Türkiye’nin 2025 yılına ciddi bir kuraklıkla girdiğini belirten Prof. Dr. Ocakoğlu, İstanbul’da baraj doluluk oranlarının yüzde 30’un altına düştüğünü, İzmir’de bazı barajlarda bu oranın yüzde 5’e kadar gerilediğini, Konya Ovası’nda ise obruk tehlikesinin arttığını hatırlattı. Çukurova Bölgesi için de benzer risklerin söz konusu olduğunu ifade etti. Ocakoğlu, su krizinin yalnızca yağış azlığından değil, yanlış ve plansız su yönetiminden kaynaklandığını vurguladı.

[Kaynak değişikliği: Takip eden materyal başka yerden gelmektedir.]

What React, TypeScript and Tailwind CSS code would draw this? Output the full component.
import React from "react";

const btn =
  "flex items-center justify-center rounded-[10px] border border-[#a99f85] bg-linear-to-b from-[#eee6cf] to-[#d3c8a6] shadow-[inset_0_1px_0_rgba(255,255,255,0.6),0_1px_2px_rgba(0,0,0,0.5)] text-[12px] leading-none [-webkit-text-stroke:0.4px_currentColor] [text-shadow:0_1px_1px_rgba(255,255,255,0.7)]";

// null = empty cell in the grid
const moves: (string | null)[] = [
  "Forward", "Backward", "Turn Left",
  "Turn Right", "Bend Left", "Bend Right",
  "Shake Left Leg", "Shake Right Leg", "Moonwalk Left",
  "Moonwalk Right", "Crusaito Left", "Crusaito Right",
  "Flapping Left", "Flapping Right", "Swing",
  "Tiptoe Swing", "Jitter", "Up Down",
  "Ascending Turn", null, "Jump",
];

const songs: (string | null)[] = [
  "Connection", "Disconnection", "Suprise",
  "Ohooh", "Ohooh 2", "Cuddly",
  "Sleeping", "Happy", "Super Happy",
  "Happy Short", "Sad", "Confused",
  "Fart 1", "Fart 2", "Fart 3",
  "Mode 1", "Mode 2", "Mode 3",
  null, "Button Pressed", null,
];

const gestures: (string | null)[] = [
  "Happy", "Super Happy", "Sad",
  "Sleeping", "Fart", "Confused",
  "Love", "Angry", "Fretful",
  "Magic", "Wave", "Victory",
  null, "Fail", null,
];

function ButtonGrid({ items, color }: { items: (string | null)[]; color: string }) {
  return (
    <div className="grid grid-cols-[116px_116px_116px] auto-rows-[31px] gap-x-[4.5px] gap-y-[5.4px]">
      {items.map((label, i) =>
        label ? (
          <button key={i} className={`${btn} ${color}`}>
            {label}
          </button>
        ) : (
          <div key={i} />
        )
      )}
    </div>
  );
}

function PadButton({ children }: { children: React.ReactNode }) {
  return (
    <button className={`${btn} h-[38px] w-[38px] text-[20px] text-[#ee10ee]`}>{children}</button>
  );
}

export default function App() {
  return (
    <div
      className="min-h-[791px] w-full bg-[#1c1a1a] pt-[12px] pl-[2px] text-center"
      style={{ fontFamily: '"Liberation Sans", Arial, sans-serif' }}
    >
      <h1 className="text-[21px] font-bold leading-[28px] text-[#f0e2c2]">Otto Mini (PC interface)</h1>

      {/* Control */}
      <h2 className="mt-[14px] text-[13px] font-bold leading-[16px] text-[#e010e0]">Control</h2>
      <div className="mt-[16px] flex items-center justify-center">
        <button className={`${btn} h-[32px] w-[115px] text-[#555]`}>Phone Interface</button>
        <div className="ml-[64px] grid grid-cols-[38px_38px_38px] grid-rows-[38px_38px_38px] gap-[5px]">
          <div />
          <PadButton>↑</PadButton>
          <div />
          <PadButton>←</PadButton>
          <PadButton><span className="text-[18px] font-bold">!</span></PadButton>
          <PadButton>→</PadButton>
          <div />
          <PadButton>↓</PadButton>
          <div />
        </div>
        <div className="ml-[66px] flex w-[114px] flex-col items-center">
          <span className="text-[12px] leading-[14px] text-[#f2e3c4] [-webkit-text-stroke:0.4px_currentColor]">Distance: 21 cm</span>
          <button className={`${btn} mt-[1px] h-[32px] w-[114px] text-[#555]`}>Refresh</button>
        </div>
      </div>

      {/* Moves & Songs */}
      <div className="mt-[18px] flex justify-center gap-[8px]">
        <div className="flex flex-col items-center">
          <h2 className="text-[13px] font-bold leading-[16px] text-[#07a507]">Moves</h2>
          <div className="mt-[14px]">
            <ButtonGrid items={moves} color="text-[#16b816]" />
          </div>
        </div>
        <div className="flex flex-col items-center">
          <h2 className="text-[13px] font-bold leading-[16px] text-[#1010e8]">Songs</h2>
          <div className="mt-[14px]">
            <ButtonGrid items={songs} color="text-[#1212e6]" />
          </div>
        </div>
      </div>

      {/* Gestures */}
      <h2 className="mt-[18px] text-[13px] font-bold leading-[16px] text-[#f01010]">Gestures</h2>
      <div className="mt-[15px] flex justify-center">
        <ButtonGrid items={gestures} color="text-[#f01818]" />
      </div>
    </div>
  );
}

Kuraklık tartışmalarında genellikle tarımsal sulamanın gündeme geldiğini belirten Ocakoğlu, sanayideki yüksek su tüketiminin ise çoğu zaman göz ardı edildiğini söyledi. Ocakoğlu, "Tek bir endüstriyel soğutma kulesi, günde yaklaşık 500 ton suyu buharlaşma ve atık suyla kaybediyor. Bu miktar, yaklaşık 830 ailenin yani 3 bin 300 kişinin bir aylık temel su ihtiyacına eşit" dedi.

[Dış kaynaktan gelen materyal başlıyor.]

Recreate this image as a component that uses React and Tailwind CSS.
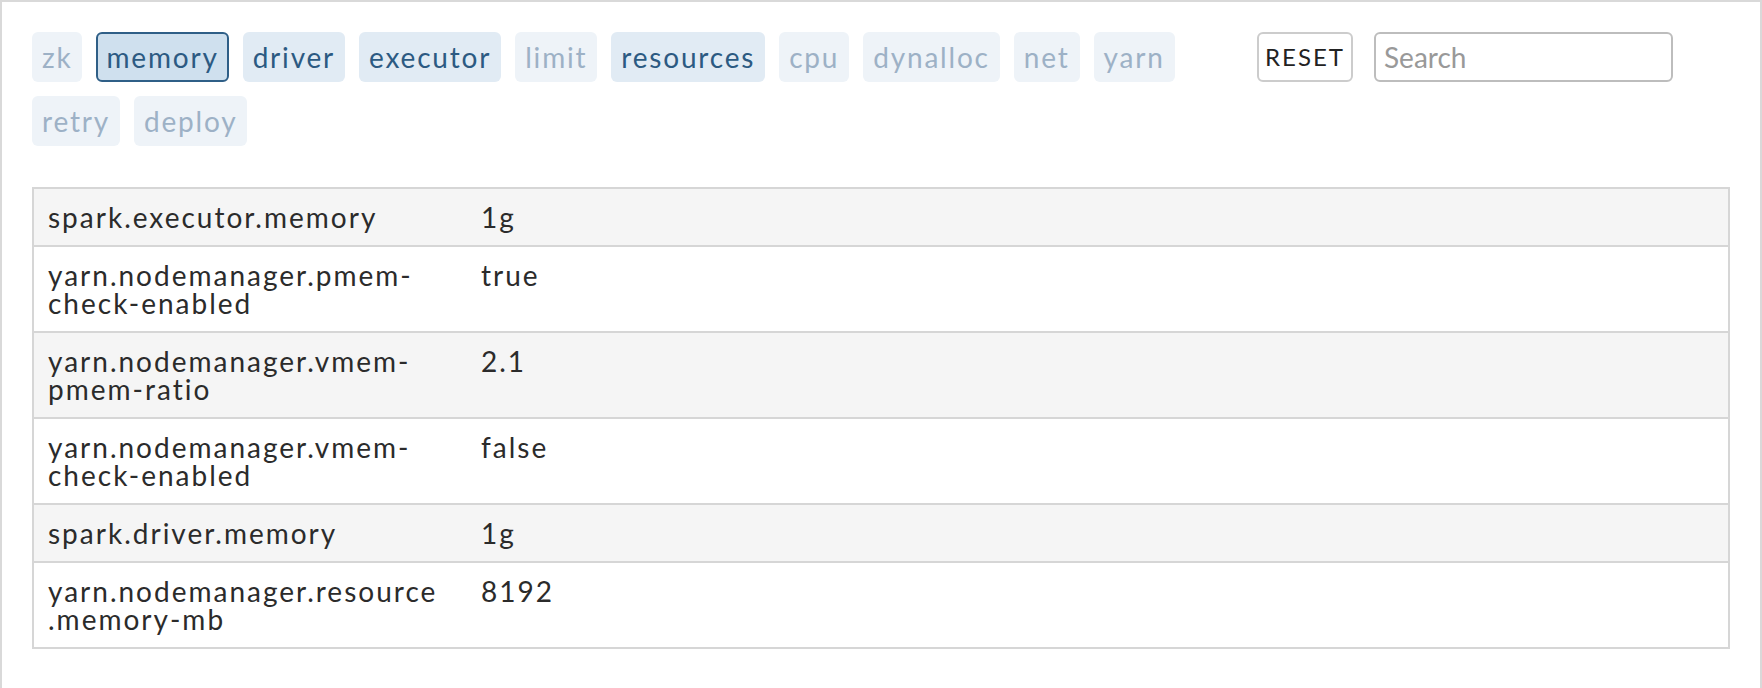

Adana, Mersin ve Tarsus hattında sanayinin büyük ölçüde yer altı sularını kullandığını belirten Ocakoğlu, bu durumun uzun vadede ciddi riskler doğurduğunu ifade etti. Ocakoğlu, "Kısa vadede ekonomik görünen kuyu suyu kullanımı, yer altı su seviyelerini hızla düşürüyor, tuzlanmayı artırıyor ve toprak yapısını bozuyor. Konya Ovası’nda 600’den fazla obruk oluştu. Benzer bir tehlike Çukurova için de söz konusu" diye konuştu.
Sanayinin durdurulmasının değil, dönüştürülmesinin gerektiğini vurgulayan Prof. Dr. Ocakoğlu, çözüm önerilerini ise şu başlıklar altında topladı:
"Daha verimli ve kapalı devre soğutma sistemlerine geçilmesi, arıtılmış atık suların yeniden kullanılması ve sanayide yer altı suyu kullanımının sıkı şekilde denetlenmesi."

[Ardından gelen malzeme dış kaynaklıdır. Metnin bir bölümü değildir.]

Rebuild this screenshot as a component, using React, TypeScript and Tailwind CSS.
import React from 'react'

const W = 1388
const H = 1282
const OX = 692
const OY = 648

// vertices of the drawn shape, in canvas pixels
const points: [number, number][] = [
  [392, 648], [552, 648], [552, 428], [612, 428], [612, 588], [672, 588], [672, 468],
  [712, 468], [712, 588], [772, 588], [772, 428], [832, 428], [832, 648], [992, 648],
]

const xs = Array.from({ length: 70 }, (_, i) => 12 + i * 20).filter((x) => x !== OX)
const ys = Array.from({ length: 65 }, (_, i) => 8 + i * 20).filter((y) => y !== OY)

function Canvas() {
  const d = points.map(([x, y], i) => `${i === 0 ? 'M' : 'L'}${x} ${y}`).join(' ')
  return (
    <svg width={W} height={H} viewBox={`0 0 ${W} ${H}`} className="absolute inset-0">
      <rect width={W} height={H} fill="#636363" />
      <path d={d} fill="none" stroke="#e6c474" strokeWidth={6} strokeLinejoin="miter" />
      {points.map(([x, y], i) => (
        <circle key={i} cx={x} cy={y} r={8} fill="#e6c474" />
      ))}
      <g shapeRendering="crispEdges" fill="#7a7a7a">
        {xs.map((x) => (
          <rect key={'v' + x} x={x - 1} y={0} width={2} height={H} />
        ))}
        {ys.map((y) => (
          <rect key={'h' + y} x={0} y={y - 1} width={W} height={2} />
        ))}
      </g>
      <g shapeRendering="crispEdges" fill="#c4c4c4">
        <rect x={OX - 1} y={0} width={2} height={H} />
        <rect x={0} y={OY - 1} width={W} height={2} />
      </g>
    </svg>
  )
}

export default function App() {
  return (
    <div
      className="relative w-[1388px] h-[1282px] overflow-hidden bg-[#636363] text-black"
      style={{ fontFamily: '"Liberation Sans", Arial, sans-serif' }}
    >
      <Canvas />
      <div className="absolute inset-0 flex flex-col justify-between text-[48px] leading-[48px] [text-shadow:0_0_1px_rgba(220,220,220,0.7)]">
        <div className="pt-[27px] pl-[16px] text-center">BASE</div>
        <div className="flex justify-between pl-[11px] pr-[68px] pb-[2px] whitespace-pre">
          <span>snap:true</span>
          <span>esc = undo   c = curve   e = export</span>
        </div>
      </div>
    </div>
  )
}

Bazı firmaların modern sistemlerle yüzde 50’ye varan su tasarrufu sağladığını belirten Ocakoğlu, bu dönüşümün artık bir tercih değil zorunluluk olduğunu dile getirdi.
Açıklamalarını ünlü astronom Carl Sagan’ın ’soluk mavi nokta’ benzetmesiyle tamamlayan Ocakoğlu, "Dünya, yedeği olmayan tek yuvamız. Gelecek nesillere susuz bir dünya değil, yaşanabilir bir mavi nokta bırakmak için şimdi harekete geçmeliyiz" diyerek kamuoyunu sorumluluk almaya çağırdı.